--- AVAILABLE DATA ---

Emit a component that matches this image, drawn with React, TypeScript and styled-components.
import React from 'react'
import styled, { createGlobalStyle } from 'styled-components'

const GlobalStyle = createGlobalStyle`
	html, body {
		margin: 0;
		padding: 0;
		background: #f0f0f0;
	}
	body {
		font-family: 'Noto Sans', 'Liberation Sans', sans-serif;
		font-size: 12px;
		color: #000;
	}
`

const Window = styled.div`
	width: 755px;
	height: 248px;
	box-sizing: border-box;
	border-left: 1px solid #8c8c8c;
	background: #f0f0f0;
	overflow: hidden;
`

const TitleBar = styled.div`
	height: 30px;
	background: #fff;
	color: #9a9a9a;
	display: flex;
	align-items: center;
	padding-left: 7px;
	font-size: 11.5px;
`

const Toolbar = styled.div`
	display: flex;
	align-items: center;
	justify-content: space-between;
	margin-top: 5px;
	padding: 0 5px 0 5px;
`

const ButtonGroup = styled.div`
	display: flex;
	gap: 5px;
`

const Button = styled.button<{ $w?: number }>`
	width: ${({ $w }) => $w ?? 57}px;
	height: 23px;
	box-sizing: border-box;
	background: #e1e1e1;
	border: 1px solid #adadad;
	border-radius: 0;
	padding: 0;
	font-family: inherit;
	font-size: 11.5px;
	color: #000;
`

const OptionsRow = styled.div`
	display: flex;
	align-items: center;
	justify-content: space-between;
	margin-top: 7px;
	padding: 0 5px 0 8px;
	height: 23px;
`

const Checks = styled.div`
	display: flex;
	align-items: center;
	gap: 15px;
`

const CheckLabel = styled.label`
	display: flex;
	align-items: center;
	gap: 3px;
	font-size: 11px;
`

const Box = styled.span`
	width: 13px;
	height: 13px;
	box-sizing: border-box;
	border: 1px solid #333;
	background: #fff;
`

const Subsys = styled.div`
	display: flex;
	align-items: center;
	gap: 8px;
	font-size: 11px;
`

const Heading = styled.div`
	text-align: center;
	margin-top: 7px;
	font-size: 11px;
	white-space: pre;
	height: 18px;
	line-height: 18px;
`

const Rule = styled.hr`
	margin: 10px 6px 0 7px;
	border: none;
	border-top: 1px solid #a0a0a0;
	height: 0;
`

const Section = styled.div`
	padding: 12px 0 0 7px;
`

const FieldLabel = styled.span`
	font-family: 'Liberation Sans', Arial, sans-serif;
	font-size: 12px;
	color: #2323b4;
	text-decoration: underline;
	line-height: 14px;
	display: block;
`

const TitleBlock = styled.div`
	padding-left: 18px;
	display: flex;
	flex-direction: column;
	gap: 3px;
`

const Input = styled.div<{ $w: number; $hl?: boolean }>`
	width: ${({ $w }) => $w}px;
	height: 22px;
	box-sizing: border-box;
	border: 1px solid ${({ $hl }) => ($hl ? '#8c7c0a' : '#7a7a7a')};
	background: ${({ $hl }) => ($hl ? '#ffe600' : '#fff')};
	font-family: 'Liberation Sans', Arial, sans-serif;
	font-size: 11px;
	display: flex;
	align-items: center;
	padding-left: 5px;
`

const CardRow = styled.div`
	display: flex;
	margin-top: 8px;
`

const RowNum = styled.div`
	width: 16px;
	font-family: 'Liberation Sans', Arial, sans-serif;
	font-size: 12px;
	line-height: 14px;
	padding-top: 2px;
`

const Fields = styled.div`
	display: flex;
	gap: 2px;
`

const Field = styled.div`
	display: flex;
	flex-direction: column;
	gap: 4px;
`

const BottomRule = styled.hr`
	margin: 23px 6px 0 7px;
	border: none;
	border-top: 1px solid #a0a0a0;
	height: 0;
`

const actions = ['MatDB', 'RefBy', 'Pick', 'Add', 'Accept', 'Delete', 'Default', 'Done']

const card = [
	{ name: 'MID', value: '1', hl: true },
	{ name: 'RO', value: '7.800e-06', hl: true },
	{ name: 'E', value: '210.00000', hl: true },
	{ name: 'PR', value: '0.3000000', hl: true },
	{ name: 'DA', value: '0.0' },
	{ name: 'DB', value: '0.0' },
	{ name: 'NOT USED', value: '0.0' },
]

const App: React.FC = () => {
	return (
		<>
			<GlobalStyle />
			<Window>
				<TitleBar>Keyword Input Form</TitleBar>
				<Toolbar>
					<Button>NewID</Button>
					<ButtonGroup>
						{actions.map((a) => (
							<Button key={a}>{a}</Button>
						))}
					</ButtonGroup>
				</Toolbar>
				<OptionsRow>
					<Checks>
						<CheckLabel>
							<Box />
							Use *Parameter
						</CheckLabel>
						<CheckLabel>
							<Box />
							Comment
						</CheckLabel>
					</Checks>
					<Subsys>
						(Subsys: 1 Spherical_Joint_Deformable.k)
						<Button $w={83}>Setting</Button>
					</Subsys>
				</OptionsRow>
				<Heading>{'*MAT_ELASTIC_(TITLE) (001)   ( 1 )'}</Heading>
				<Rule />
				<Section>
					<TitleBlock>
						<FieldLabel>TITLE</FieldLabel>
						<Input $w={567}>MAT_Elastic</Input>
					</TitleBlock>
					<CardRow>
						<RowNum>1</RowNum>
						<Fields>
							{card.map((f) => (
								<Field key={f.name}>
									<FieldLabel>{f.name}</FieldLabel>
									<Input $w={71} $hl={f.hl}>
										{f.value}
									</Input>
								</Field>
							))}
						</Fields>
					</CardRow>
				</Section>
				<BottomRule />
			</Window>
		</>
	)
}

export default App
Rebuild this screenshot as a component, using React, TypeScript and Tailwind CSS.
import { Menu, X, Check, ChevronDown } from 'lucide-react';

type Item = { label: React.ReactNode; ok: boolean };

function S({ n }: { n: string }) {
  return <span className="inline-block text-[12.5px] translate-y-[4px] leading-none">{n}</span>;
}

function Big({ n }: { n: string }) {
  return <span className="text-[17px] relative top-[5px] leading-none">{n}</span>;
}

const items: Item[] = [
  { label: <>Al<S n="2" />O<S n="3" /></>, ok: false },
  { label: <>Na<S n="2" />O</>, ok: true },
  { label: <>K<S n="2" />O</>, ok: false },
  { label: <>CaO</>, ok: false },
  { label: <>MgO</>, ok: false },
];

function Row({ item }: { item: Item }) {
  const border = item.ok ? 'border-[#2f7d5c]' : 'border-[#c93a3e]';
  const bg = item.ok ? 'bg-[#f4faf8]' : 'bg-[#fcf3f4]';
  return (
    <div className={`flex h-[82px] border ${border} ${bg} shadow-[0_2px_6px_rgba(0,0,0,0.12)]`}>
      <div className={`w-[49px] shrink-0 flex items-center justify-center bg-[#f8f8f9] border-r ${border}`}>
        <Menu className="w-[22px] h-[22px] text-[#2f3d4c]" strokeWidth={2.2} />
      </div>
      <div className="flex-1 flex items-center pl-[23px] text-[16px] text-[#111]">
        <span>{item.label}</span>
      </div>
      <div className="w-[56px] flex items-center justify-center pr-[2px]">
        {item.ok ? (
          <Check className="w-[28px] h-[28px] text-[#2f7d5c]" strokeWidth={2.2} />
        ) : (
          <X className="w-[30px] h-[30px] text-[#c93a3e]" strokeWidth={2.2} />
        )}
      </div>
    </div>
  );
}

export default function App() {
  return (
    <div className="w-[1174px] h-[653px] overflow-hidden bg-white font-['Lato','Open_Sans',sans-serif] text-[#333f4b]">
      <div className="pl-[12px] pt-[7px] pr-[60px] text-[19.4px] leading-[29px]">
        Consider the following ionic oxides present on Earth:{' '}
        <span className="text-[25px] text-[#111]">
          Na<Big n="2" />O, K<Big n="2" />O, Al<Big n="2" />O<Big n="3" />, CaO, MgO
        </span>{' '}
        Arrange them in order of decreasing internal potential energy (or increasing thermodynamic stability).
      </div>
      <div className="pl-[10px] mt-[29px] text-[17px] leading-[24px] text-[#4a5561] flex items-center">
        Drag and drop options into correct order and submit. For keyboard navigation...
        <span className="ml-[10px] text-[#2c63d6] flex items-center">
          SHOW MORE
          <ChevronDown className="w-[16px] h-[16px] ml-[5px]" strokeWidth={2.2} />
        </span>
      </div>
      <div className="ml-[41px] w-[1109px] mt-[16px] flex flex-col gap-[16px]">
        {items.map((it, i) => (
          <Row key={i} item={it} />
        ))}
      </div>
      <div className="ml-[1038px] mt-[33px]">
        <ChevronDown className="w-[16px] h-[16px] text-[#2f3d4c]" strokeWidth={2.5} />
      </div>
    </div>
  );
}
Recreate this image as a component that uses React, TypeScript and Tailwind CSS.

---

**CHALLENGE**:
How many lines in the listing above contain the string "this"? Answer with the number only.

**REPLY TO THE TASK**:
3